Local dance studios follow COVID-19 protocols in order to perform

Local News

VESTAVIA HILLS, Ala. (WIAT) — Throughout the COVID-19 pandemic, athletes and artists have adjusted to the new normal, including dancers.

Dance studios across the country are implementing plenty of COVID-19 protocols, like performers wearing masks at all times and social distancing in the studio. Encore Performance Company in Vestavia Hills won’t allow parents inside the studio; they have to wait outside the building for their children.

Most, if not all, students and dancers don’t mind to follow the safety measures at the moment because they are willing to do anything to keep dancing.

“We would do anything to get back in the studio. To have everyone back together dancing,” student Arden Haynes said.
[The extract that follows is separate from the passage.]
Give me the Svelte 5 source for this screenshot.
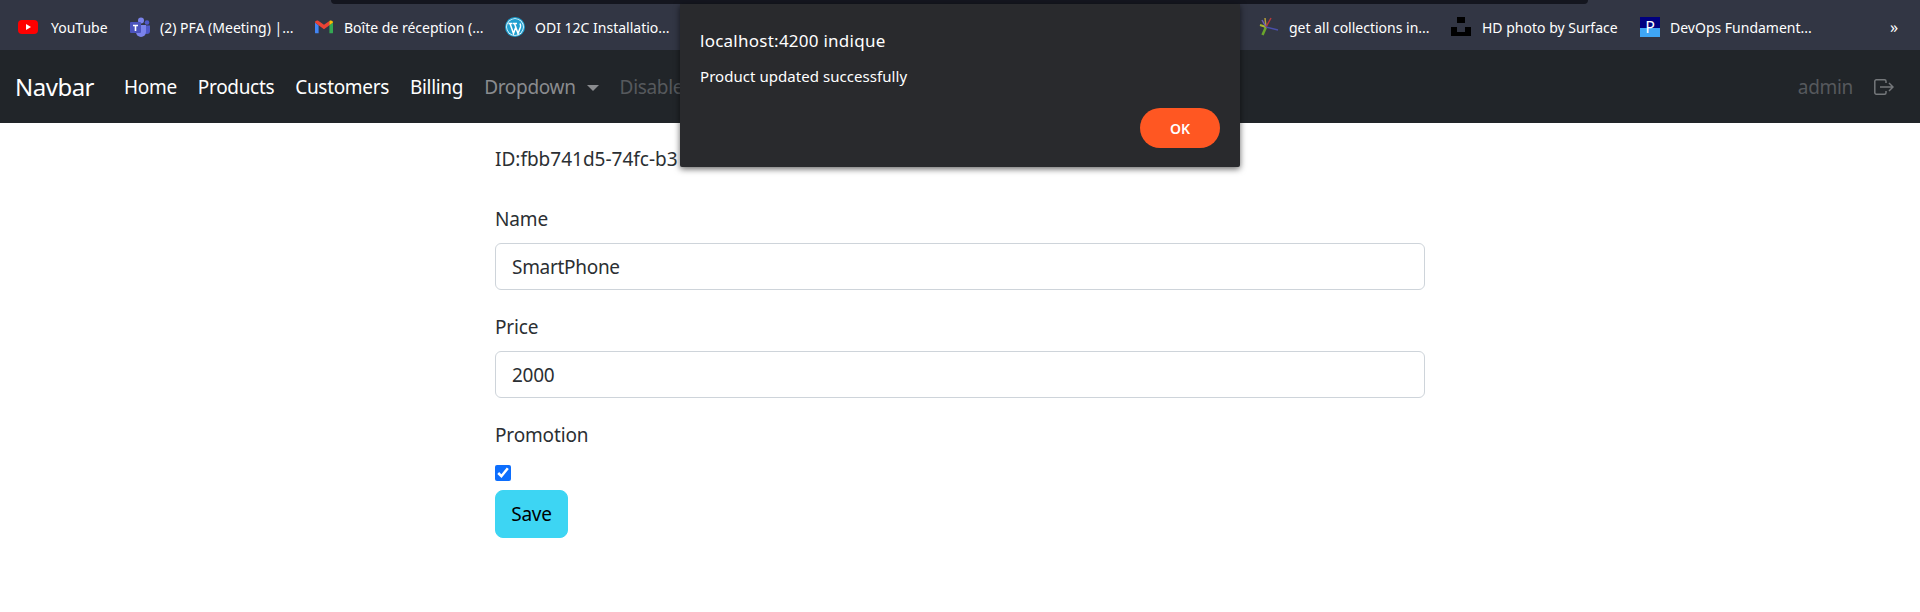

Dalana Moore, owner of Encore, said they also deep clean all of the surfaces throughout the day.

“We have like special steamers. We steam all the dance bags as they put them down in class,” Moore said.

One tough adjustment has been water breaks. Since dances aren’t allowed to take their masks off, they have to go outside to get a drink.
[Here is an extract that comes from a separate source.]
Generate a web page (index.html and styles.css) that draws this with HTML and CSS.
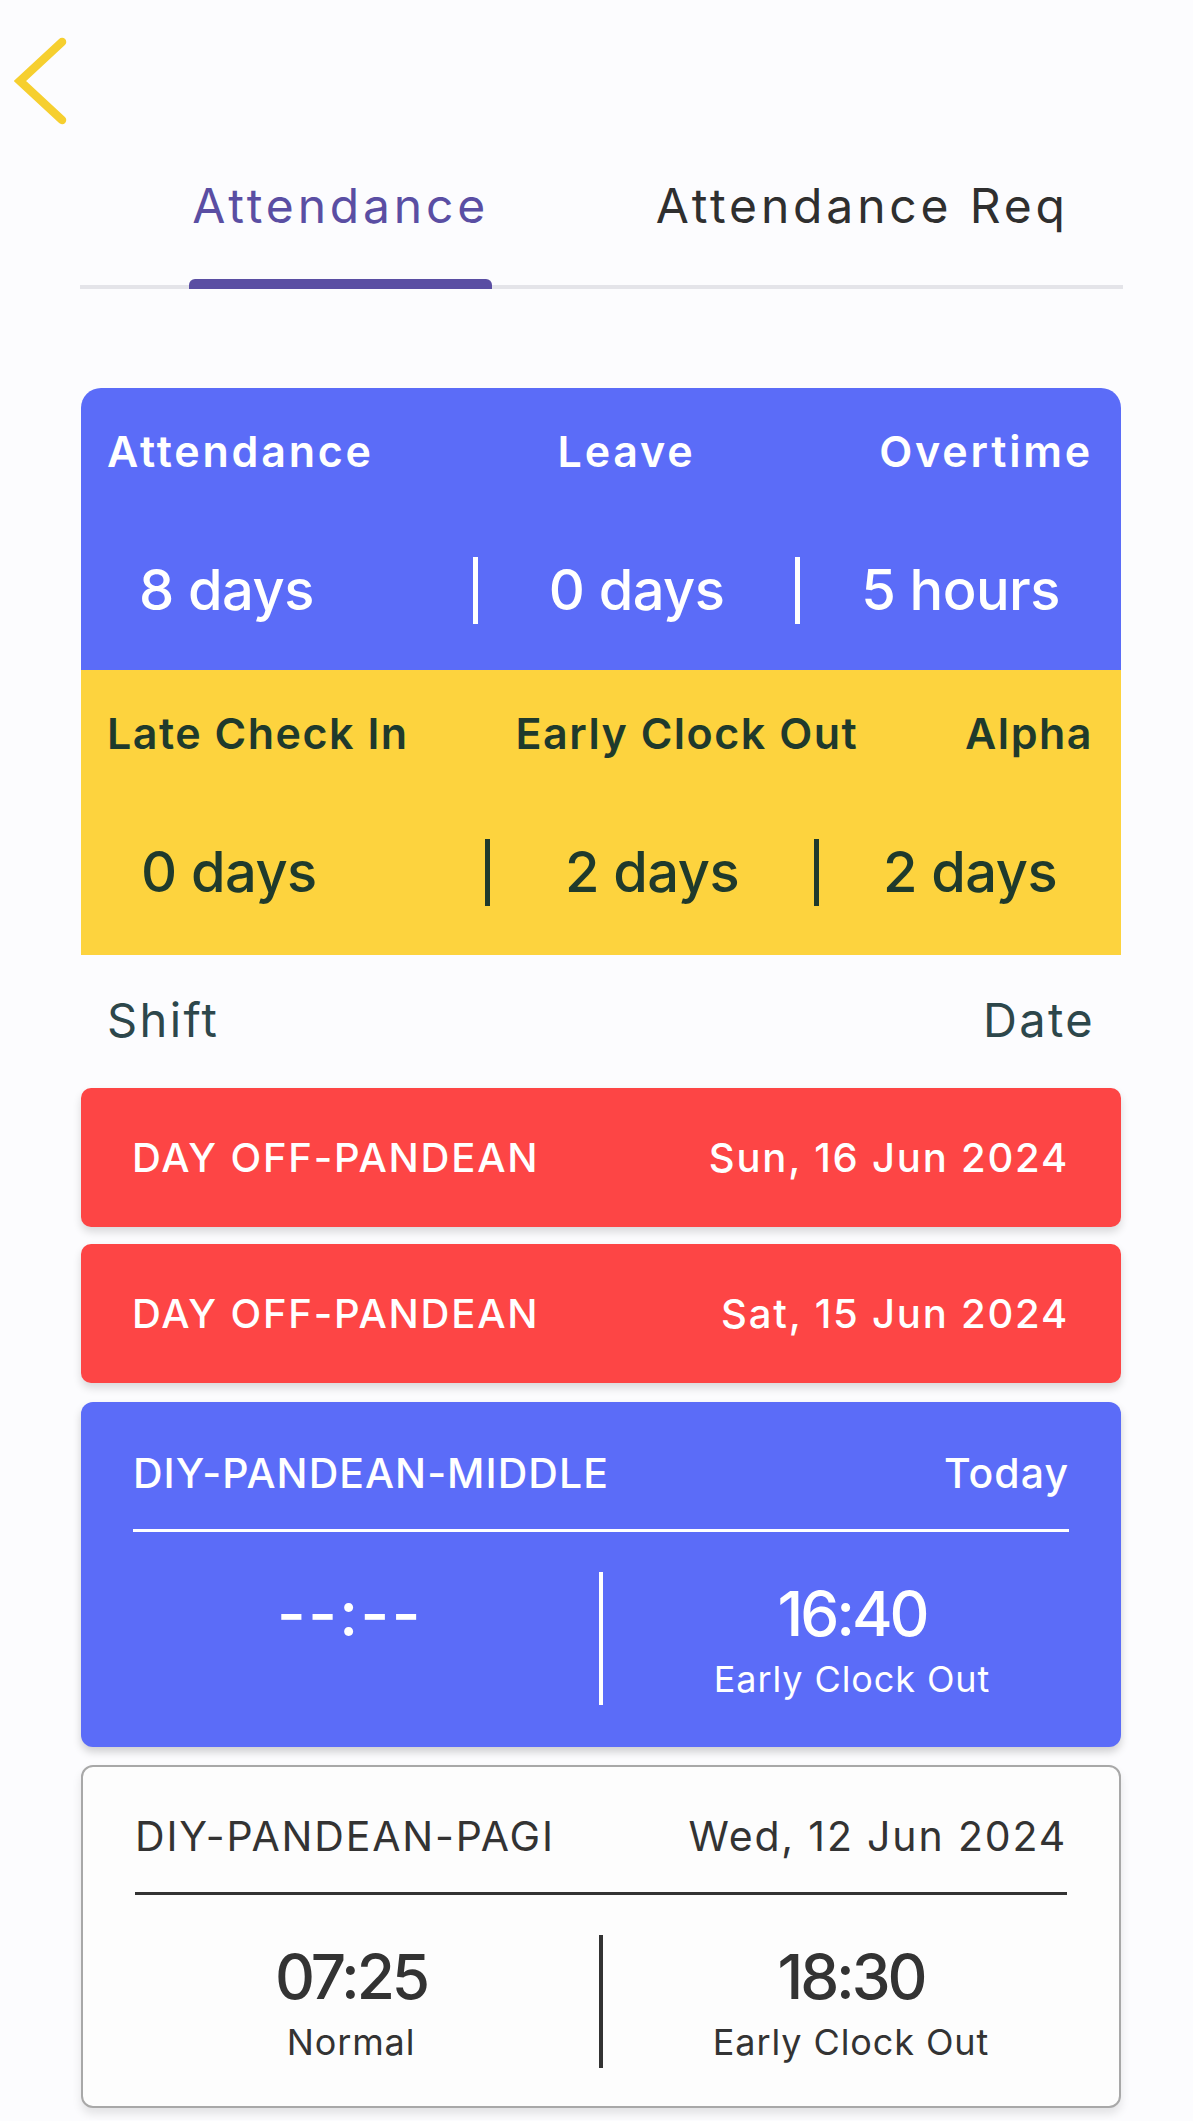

“They get tired and they want to, you know, need to breathe and drink water. And so, we don’t allow them to take off their masks for water even,” Moore said.
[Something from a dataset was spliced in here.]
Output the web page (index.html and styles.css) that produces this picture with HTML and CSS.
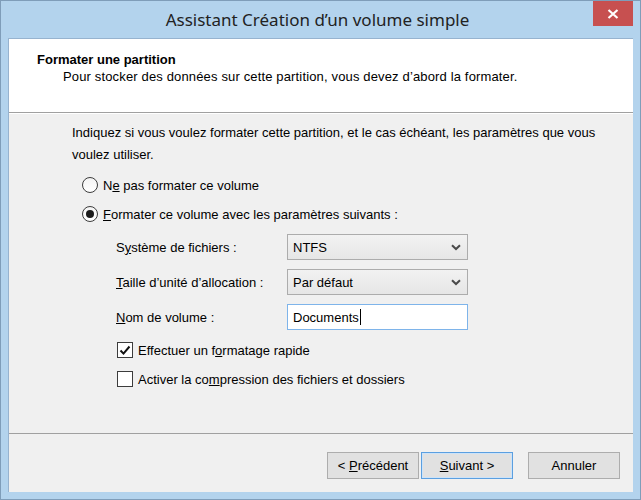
FILE: index.html
```html
<!DOCTYPE html>
<html lang="fr">
<head>
<meta charset="utf-8">
<title>Assistant Création d’un volume simple</title>
<link rel="stylesheet" href="styles.css">
</head>
<body>
<div class="window">
  <div class="titlebar">
    <div class="spacer"></div>
    <div class="title">Assistant Création d’un volume simple</div>
    <div class="tb-right">
      <div class="close">
        <svg width="12" height="10" viewBox="0 0 12 10"><path d="M1.5 1 L10.5 9 M10.5 1 L1.5 9" stroke="#fff" stroke-width="2.2" fill="none"/></svg>
      </div>
    </div>
  </div>
  <div class="client">
    <div class="header">
      <div class="h-title">Formater une partition</div>
      <div class="h-sub">Pour stocker des données sur cette partition, vous devez d’abord la formater.</div>
    </div>
    <div class="content">
      <p class="intro">Indiquez si vous voulez formater cette partition, et le cas échéant, les paramètres que vous<br>voulez utiliser.</p>
      <div class="radio-row first">
        <span class="radio"></span>
        <span class="label">N<u>e</u> pas formater ce volume</span>
      </div>
      <div class="radio-row">
        <span class="radio checked"></span>
        <span class="label"><u>F</u>ormater ce volume avec les paramètres suivants :</span>
      </div>
      <div class="fields">
        <span class="label">S<u>y</u>stème de fichiers :</span>
        <div class="select"><span>NTFS</span><svg width="10" height="7" viewBox="0 0 10 7"><path d="M1 1.2 L5 5 L9 1.2" stroke="#4a4a4a" stroke-width="2" fill="none"/></svg></div>
        <span class="label"><u>T</u>aille d’unité d’allocation :</span>
        <div class="select"><span>Par défaut</span><svg width="10" height="7" viewBox="0 0 10 7"><path d="M1 1.2 L5 5 L9 1.2" stroke="#4a4a4a" stroke-width="2" fill="none"/></svg></div>
        <span class="label"><u>N</u>om de volume :</span>
        <div class="textbox"><span>Documents</span><span class="caret"></span></div>
      </div>
      <div class="check-row first">
        <span class="check checked"><svg width="12" height="11" viewBox="0 0 12 11"><path d="M1.5 5.5 L4.5 8.6 L10.5 1.5" stroke="#111" stroke-width="2" fill="none"/></svg></span>
        <span class="label">Effectuer un f<u>o</u>rmatage rapide</span>
      </div>
      <div class="check-row">
        <span class="check"></span>
        <span class="label">Activer la co<u>m</u>pression des fichiers et dossiers</span>
      </div>
    </div>
    <div class="footer">
      <button class="btn">&lt; <u>P</u>récédent</button>
      <button class="btn default"><u>S</u>uivant &gt;</button>
      <button class="btn cancel">Annuler</button>
    </div>
  </div>
</div>
</body>
</html>
```

FILE: styles.css
```css
* { box-sizing: border-box; }
html, body { margin: 0; padding: 0; }
body {
  width: 641px;
  height: 500px;
  overflow: hidden;
  font-family: "Liberation Sans", Arial, sans-serif;
  font-size: 13px;
  color: #000;
}
.window {
  width: 641px;
  height: 500px;
  background: #b3d3ed;
  border: 1px solid #7f9db9;
  display: flex;
  flex-direction: column;
}
.titlebar {
  height: 37px;
  display: grid;
  grid-template-columns: 1fr auto 1fr;
  align-items: start;
  padding-right: 7px;
}
.title {
  font-family: "Noto Sans", "Open Sans", sans-serif;
  font-size: 17px;
  color: #222;
  line-height: 22px;
  padding-top: 8px;
  padding-left: 1px;
}
.tb-right { display: flex; justify-content: flex-end; }
.close {
  width: 40px;
  height: 25px;
  background: #c75050;
  display: flex;
  align-items: center;
  justify-content: center;
}
.client {
  flex: 1;
  margin: 0 7px 7px 7px;
  background: #f0f0f0;
  display: flex;
  flex-direction: column;
  border-left: 1px solid #97b3cf;
  border-top: 1px solid #97b3cf;
}
.header {
  height: 74px;
  background: #fff;
  border-bottom: 1px solid #a0a0a0;
  padding: 13px 0 0 28px;
}
.h-title {
  font-weight: bold;
  line-height: 16px;
}
.h-sub {
  margin-top: 1px;
  padding-left: 26px;
  line-height: 16px;
  letter-spacing: 0.15px;
}
.content {
  flex: 1;
  border-top: 1px solid #fff;
  padding-top: 8px;
}
.intro {
  margin: 0 0 0 63px;
  line-height: 22px;
  white-space: nowrap;
}
.radio-row {
  display: flex;
  align-items: center;
  gap: 5px;
  margin: 13px 0 0 73px;
  height: 16px;
}
.radio-row.first { margin-top: 11px; }
.radio {
  width: 16px;
  height: 16px;
  border-radius: 50%;
  border: 1px solid #3c3c3c;
  background: linear-gradient(#f4f4f4, #fff);
  display: flex;
  align-items: center;
  justify-content: center;
}
.radio.checked::after {
  content: "";
  width: 8px;
  height: 8px;
  border-radius: 50%;
  background: #1a1a1a;
}
.fields {
  display: grid;
  grid-template-columns: 171px 181px;
  row-gap: 9px;
  align-items: center;
  margin: 12px 0 0 107px;
}
.select, .textbox {
  height: 26px;
  display: flex;
  align-items: center;
  justify-content: space-between;
  padding: 0 6px 0 5px;
}
.select {
  border: 1px solid #acacac;
  background: linear-gradient(#f2f2f2, #e6e6e6);
}
.textbox {
  border: 1px solid #7eb4ea;
  background: #fff;
  justify-content: flex-start;
}
.caret {
  width: 1px;
  height: 16px;
  background: #000;
  margin-left: 1px;
}
.check-row {
  display: flex;
  align-items: center;
  gap: 5px;
  margin: 13px 0 0 108px;
  height: 16px;
}
.check-row.first { margin-top: 12px; }
.check {
  width: 16px;
  height: 16px;
  border: 1px solid #3c3c3c;
  background: #fff;
  display: flex;
  align-items: center;
  justify-content: center;
}
.footer {
  height: 59px;
  border-top: 1px solid #a0a0a0;
  display: flex;
  justify-content: flex-end;
  align-items: flex-start;
  padding: 18px 13px 0 0;
}
.btn {
  width: 92px;
  height: 27px;
  font-family: "Liberation Sans", Arial, sans-serif;
  font-size: 13px;
  color: #000;
  background: #e1e1e1;
  border: 1px solid #adadad;
  padding: 0;
  margin: 0 0 0 2px;
}
.btn.default {
  border: 1px solid #5b9fe0;
  box-shadow: inset 0 0 0 1px #cde3f8;
}
.btn.cancel { margin-left: 15px; }
```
Moore believes the adjustments have made her students stronger dancers. Recently, they competed in Nashville and won.

Though attendance was limited, Moore said performing again meant the world to her and the students.

“To be able to like have something like last year we never thought we’d have again, it was kind of like a win for us,” Haynes said.

Haynes said dancing is a form of expression.

“When other people may not understand me, I feel like that is some of the best ways for me to express how I feel,” Haynes said.

She said dance is much needed during a tough year.

“You got to express all of the anger you had from the pandemic happening. You express it through the movement,” Haynes said.

After this year, everyone at Encore believes the arts can survive anything.

“That hard work you put in the studio, you can’t take that away. And that’s what it’s really all about,” Moore said.

“It’s always going to be alive. No one is ever going to be like I’m going to forget about dance and music, and the movement or how it makes you feel watching it or doing it,” Haynes said.

Moore said there have been no reported cases throughout the pandemic; they plan to continue to follow all guidelines until the end.